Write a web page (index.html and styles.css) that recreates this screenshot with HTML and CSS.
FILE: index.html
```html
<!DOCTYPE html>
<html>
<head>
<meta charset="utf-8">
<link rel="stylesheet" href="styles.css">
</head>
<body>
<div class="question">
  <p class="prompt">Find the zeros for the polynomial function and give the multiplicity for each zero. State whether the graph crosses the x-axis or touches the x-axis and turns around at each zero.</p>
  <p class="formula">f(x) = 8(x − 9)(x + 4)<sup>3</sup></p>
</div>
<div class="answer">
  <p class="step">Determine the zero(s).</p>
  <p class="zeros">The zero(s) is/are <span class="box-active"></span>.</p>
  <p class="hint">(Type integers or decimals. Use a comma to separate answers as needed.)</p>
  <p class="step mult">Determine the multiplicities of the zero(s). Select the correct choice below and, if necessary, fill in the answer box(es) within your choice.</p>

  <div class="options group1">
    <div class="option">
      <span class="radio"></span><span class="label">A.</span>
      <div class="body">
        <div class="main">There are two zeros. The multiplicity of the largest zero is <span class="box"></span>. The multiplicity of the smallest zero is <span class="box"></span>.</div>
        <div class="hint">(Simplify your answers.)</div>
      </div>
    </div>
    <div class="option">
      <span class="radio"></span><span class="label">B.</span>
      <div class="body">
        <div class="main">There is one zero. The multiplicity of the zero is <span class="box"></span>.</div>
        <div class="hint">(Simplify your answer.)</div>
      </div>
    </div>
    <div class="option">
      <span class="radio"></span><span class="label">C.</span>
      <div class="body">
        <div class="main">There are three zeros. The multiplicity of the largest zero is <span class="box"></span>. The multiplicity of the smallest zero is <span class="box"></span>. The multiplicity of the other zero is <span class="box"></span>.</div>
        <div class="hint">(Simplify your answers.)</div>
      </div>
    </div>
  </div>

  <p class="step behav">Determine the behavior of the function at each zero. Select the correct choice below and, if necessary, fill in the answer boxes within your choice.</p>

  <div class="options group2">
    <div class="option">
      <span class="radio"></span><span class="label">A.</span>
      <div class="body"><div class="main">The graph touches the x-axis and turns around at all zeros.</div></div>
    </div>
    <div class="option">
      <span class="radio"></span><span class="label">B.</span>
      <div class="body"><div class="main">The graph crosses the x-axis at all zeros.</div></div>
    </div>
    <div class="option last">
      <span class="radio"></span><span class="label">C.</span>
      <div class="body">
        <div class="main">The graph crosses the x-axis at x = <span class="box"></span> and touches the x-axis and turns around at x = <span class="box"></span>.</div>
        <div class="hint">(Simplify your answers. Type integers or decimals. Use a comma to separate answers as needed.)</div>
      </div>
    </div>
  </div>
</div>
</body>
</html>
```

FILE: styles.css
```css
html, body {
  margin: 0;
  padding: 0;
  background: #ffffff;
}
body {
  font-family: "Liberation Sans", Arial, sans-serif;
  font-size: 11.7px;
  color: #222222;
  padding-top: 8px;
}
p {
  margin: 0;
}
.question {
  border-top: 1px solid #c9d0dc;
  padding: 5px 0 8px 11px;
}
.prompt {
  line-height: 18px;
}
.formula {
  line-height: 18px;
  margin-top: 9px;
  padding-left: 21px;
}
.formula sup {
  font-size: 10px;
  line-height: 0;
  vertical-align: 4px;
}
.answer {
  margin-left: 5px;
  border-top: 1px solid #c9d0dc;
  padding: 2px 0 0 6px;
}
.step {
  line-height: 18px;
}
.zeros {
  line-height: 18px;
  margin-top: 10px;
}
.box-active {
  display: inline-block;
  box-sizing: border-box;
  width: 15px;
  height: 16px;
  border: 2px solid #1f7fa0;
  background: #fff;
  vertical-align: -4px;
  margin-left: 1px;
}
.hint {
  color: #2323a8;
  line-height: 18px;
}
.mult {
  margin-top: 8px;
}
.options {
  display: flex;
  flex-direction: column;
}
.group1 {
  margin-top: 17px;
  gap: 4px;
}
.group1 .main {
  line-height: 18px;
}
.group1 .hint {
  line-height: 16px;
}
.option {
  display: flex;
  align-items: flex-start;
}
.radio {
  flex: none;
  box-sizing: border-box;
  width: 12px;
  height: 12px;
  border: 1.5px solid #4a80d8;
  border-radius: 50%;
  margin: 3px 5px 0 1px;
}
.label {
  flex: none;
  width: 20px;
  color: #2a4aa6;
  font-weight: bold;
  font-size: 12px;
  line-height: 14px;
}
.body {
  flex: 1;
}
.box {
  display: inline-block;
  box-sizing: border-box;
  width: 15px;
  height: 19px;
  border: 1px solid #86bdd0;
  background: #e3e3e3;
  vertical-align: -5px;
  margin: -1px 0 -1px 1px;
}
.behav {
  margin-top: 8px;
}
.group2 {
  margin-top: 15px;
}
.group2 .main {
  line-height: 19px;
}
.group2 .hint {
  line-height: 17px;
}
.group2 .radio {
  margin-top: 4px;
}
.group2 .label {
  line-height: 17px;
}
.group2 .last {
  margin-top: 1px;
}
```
========
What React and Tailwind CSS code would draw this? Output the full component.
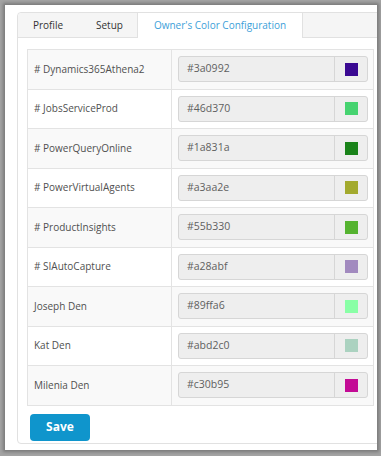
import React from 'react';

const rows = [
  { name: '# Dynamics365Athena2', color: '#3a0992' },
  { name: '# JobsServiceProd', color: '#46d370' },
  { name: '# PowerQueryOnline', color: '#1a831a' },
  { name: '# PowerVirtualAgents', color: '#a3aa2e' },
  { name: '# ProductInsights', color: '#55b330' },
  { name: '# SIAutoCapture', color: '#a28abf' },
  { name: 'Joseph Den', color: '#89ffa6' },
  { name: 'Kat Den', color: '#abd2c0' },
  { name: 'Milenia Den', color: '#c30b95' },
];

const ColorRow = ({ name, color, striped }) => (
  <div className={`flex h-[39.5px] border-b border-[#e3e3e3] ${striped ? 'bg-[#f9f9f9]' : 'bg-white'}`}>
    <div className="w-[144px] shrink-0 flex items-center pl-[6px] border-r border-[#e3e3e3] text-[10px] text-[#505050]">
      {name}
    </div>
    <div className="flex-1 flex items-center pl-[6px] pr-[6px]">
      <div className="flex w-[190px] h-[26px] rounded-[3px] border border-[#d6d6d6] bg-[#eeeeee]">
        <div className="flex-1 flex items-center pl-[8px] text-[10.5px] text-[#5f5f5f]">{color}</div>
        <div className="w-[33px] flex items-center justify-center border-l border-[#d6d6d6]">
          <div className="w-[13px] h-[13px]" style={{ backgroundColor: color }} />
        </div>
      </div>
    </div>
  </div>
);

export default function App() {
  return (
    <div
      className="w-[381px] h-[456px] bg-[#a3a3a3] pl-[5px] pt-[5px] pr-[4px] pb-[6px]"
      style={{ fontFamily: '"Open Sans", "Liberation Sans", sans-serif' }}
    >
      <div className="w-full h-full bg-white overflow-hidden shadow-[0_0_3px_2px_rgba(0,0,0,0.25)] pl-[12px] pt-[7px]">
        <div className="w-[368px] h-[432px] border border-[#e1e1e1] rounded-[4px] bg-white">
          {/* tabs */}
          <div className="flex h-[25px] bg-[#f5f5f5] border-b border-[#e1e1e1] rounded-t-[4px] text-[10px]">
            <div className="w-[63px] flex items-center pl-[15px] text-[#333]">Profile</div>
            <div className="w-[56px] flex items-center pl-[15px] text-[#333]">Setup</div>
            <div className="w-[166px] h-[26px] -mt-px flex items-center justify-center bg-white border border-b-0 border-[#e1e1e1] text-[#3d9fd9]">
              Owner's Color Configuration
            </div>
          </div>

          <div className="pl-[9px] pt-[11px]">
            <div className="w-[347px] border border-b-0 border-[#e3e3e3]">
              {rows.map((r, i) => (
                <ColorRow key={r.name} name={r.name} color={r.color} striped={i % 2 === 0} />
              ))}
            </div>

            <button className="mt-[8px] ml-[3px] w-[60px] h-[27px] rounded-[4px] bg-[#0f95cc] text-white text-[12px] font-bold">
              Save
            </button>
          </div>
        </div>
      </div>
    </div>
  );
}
========
> **TASK TO CARRY OUT**
Except for the pictures, write out exactly the lines from the line that contains "What React and" through the line that contains "import React from 'react';", including both.

> **EXERCISE RESPONSE**
What React and Tailwind CSS code would draw this? Output the full component.
import React from 'react';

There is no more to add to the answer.